%%

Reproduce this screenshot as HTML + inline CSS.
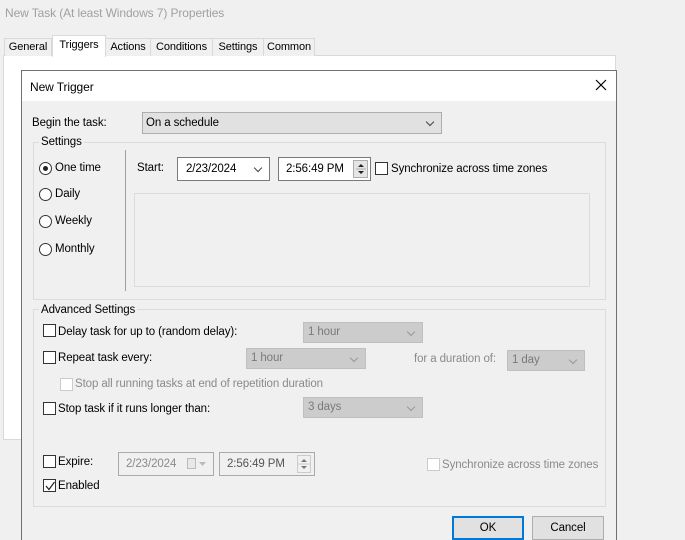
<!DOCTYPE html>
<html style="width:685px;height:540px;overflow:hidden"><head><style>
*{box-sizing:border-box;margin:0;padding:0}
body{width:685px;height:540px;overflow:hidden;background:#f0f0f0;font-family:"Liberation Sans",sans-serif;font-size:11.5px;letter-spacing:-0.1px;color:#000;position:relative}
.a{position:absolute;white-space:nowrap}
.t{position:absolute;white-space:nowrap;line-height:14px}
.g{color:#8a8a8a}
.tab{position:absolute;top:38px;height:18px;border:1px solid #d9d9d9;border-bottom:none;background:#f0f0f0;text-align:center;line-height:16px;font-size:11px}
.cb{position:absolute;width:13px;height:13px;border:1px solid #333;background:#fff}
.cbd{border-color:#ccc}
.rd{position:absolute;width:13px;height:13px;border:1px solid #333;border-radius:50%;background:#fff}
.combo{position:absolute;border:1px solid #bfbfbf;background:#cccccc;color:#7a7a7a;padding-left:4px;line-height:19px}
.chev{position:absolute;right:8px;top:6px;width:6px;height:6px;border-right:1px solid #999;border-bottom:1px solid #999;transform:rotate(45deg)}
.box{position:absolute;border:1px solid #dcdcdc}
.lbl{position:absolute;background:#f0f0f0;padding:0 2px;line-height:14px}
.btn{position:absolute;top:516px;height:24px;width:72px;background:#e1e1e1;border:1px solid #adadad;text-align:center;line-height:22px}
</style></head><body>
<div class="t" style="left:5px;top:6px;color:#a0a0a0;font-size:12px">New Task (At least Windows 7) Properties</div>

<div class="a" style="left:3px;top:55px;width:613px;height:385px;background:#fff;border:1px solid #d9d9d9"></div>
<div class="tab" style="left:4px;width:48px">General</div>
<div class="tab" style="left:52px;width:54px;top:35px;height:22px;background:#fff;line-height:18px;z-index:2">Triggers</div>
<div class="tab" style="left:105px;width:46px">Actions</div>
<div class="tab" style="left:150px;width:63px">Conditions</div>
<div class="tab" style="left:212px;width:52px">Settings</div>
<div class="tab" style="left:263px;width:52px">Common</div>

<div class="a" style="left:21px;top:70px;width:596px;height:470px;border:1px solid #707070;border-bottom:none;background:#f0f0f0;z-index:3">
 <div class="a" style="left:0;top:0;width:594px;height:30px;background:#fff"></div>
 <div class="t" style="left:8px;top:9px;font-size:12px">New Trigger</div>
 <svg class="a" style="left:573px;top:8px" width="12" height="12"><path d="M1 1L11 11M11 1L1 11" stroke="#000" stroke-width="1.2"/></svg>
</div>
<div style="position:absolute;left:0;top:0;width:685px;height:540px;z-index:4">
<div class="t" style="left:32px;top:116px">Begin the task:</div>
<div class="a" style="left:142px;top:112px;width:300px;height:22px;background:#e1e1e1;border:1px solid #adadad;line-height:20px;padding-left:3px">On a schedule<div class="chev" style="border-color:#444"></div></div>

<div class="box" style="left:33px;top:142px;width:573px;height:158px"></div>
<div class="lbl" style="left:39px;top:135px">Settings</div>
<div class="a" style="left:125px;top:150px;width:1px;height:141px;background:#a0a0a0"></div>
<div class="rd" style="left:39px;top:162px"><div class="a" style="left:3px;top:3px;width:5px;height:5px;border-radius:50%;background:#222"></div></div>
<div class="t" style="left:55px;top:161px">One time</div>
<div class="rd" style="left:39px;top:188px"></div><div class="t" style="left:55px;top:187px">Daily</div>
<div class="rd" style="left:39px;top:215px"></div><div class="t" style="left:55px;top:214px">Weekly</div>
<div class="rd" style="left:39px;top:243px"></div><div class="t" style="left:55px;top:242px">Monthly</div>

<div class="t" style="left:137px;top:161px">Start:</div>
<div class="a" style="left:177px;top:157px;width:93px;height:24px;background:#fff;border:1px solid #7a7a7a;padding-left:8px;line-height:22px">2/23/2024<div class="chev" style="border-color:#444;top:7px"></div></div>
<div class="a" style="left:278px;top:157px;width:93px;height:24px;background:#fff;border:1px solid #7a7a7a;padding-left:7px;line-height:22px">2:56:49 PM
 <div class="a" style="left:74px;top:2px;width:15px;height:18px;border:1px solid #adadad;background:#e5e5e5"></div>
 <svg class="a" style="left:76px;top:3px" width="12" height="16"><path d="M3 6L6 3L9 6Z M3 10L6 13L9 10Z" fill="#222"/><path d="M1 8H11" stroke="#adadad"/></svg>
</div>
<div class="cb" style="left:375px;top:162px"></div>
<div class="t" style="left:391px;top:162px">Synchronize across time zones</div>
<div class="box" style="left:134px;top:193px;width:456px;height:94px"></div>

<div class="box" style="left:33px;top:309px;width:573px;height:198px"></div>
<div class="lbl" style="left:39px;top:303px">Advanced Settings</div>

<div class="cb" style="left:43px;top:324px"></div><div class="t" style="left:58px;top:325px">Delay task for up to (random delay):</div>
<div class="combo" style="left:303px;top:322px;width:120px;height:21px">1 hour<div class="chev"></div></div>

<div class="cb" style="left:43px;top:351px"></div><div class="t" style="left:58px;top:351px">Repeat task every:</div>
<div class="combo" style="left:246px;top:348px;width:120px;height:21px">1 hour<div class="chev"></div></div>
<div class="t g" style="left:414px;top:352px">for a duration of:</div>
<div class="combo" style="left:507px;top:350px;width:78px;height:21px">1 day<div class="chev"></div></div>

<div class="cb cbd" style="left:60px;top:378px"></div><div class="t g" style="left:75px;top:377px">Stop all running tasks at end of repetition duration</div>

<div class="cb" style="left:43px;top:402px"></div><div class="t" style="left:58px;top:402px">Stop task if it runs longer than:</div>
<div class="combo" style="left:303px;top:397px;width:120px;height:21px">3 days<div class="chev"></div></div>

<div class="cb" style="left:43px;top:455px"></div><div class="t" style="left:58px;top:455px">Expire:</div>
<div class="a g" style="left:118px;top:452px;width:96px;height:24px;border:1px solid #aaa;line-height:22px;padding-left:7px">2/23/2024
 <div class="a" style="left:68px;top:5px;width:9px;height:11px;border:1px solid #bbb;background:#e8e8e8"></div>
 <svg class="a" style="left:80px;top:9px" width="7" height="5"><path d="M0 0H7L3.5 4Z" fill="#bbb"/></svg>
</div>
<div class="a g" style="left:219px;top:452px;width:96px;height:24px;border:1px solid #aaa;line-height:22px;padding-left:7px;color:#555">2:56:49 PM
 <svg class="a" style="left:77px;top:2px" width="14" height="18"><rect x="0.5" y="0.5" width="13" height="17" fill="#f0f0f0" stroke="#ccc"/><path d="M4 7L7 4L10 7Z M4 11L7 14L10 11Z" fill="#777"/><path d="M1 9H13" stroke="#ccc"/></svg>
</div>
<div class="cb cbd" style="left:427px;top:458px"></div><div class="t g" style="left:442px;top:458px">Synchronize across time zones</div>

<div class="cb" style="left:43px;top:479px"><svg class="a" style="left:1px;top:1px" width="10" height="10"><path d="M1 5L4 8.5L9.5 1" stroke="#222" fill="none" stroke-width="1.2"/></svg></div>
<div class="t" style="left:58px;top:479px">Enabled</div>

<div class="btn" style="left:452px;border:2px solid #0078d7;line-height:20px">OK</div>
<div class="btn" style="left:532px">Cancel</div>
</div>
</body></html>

%%

▸ Exercise goal: All of the data needs repeating exactly, but the pictures do not.

▸ Result of this exercise:
Reproduce this screenshot as HTML + inline CSS.
<!DOCTYPE html>
<html style="width:685px;height:540px;overflow:hidden"><head><style>
*{box-sizing:border-box;margin:0;padding:0}
body{width:685px;height:540px;overflow:hidden;background:#f0f0f0;font-family:"Liberation Sans",sans-serif;font-size:11.5px;letter-spacing:-0.1px;color:#000;position:relative}
.a{position:absolute;white-space:nowrap}
.t{position:absolute;white-space:nowrap;line-height:14px}
.g{color:#8a8a8a}
.tab{position:absolute;top:38px;height:18px;border:1px solid #d9d9d9;border-bottom:none;background:#f0f0f0;text-align:center;line-height:16px;font-size:11px}
.cb{position:absolute;width:13px;height:13px;border:1px solid #333;background:#fff}
.cbd{border-color:#ccc}
.rd{position:absolute;width:13px;height:13px;border:1px solid #333;border-radius:50%;background:#fff}
.combo{position:absolute;border:1px solid #bfbfbf;background:#cccccc;color:#7a7a7a;padding-left:4px;line-height:19px}
.chev{position:absolute;right:8px;top:6px;width:6px;height:6px;border-right:1px solid #999;border-bottom:1px solid #999;transform:rotate(45deg)}
.box{position:absolute;border:1px solid #dcdcdc}
.lbl{position:absolute;background:#f0f0f0;padding:0 2px;line-height:14px}
.btn{position:absolute;top:516px;height:24px;width:72px;background:#e1e1e1;border:1px solid #adadad;text-align:center;line-height:22px}
</style></head><body>
<div class="t" style="left:5px;top:6px;color:#a0a0a0;font-size:12px">New Task (At least Windows 7) Properties</div>

<div class="a" style="left:3px;top:55px;width:613px;height:385px;background:#fff;border:1px solid #d9d9d9"></div>
<div class="tab" style="left:4px;width:48px">General</div>
<div class="tab" style="left:52px;width:54px;top:35px;height:22px;background:#fff;line-height:18px;z-index:2">Triggers</div>
<div class="tab" style="left:105px;width:46px">Actions</div>
<div class="tab" style="left:150px;width:63px">Conditions</div>
<div class="tab" style="left:212px;width:52px">Settings</div>
<div class="tab" style="left:263px;width:52px">Common</div>

<div class="a" style="left:21px;top:70px;width:596px;height:470px;border:1px solid #707070;border-bottom:none;background:#f0f0f0;z-index:3">
 <div class="a" style="left:0;top:0;width:594px;height:30px;background:#fff"></div>
 <div class="t" style="left:8px;top:9px;font-size:12px">New Trigger</div>
 <svg class="a" style="left:573px;top:8px" width="12" height="12"><path d="M1 1L11 11M11 1L1 11" stroke="#000" stroke-width="1.2"/></svg>
</div>
<div style="position:absolute;left:0;top:0;width:685px;height:540px;z-index:4">
<div class="t" style="left:32px;top:116px">Begin the task:</div>
<div class="a" style="left:142px;top:112px;width:300px;height:22px;background:#e1e1e1;border:1px solid #adadad;line-height:20px;padding-left:3px">On a schedule<div class="chev" style="border-color:#444"></div></div>

<div class="box" style="left:33px;top:142px;width:573px;height:158px"></div>
<div class="lbl" style="left:39px;top:135px">Settings</div>
<div class="a" style="left:125px;top:150px;width:1px;height:141px;background:#a0a0a0"></div>
<div class="rd" style="left:39px;top:162px"><div class="a" style="left:3px;top:3px;width:5px;height:5px;border-radius:50%;background:#222"></div></div>
<div class="t" style="left:55px;top:161px">One time</div>
<div class="rd" style="left:39px;top:188px"></div><div class="t" style="left:55px;top:187px">Daily</div>
<div class="rd" style="left:39px;top:215px"></div><div class="t" style="left:55px;top:214px">Weekly</div>
<div class="rd" style="left:39px;top:243px"></div><div class="t" style="left:55px;top:242px">Monthly</div>

<div class="t" style="left:137px;top:161px">Start:</div>
<div class="a" style="left:177px;top:157px;width:93px;height:24px;background:#fff;border:1px solid #7a7a7a;padding-left:8px;line-height:22px">2/23/2024<div class="chev" style="border-color:#444;top:7px"></div></div>
<div class="a" style="left:278px;top:157px;width:93px;height:24px;background:#fff;border:1px solid #7a7a7a;padding-left:7px;line-height:22px">2:56:49 PM
 <div class="a" style="left:74px;top:2px;width:15px;height:18px;border:1px solid #adadad;background:#e5e5e5"></div>
 <svg class="a" style="left:76px;top:3px" width="12" height="16"><path d="M3 6L6 3L9 6Z M3 10L6 13L9 10Z" fill="#222"/><path d="M1 8H11" stroke="#adadad"/></svg>
</div>
<div class="cb" style="left:375px;top:162px"></div>
<div class="t" style="left:391px;top:162px">Synchronize across time zones</div>
<div class="box" style="left:134px;top:193px;width:456px;height:94px"></div>

<div class="box" style="left:33px;top:309px;width:573px;height:198px"></div>
<div class="lbl" style="left:39px;top:303px">Advanced Settings</div>

<div class="cb" style="left:43px;top:324px"></div><div class="t" style="left:58px;top:325px">Delay task for up to (random delay):</div>
<div class="combo" style="left:303px;top:322px;width:120px;height:21px">1 hour<div class="chev"></div></div>

<div class="cb" style="left:43px;top:351px"></div><div class="t" style="left:58px;top:351px">Repeat task every:</div>
<div class="combo" style="left:246px;top:348px;width:120px;height:21px">1 hour<div class="chev"></div></div>
<div class="t g" style="left:414px;top:352px">for a duration of:</div>
<div class="combo" style="left:507px;top:350px;width:78px;height:21px">1 day<div class="chev"></div></div>

<div class="cb cbd" style="left:60px;top:378px"></div><div class="t g" style="left:75px;top:377px">Stop all running tasks at end of repetition duration</div>

<div class="cb" style="left:43px;top:402px"></div><div class="t" style="left:58px;top:402px">Stop task if it runs longer than:</div>
<div class="combo" style="left:303px;top:397px;width:120px;height:21px">3 days<div class="chev"></div></div>

<div class="cb" style="left:43px;top:455px"></div><div class="t" style="left:58px;top:455px">Expire:</div>
<div class="a g" style="left:118px;top:452px;width:96px;height:24px;border:1px solid #aaa;line-height:22px;padding-left:7px">2/23/2024
 <div class="a" style="left:68px;top:5px;width:9px;height:11px;border:1px solid #bbb;background:#e8e8e8"></div>
 <svg class="a" style="left:80px;top:9px" width="7" height="5"><path d="M0 0H7L3.5 4Z" fill="#bbb"/></svg>
</div>
<div class="a g" style="left:219px;top:452px;width:96px;height:24px;border:1px solid #aaa;line-height:22px;padding-left:7px;color:#555">2:56:49 PM
 <svg class="a" style="left:77px;top:2px" width="14" height="18"><rect x="0.5" y="0.5" width="13" height="17" fill="#f0f0f0" stroke="#ccc"/><path d="M4 7L7 4L10 7Z M4 11L7 14L10 11Z" fill="#777"/><path d="M1 9H13" stroke="#ccc"/></svg>
</div>
<div class="cb cbd" style="left:427px;top:458px"></div><div class="t g" style="left:442px;top:458px">Synchronize across time zones</div>

<div class="cb" style="left:43px;top:479px"><svg class="a" style="left:1px;top:1px" width="10" height="10"><path d="M1 5L4 8.5L9.5 1" stroke="#222" fill="none" stroke-width="1.2"/></svg></div>
<div class="t" style="left:58px;top:479px">Enabled</div>

<div class="btn" style="left:452px;border:2px solid #0078d7;line-height:20px">OK</div>
<div class="btn" style="left:532px">Cancel</div>
</div>
</body></html>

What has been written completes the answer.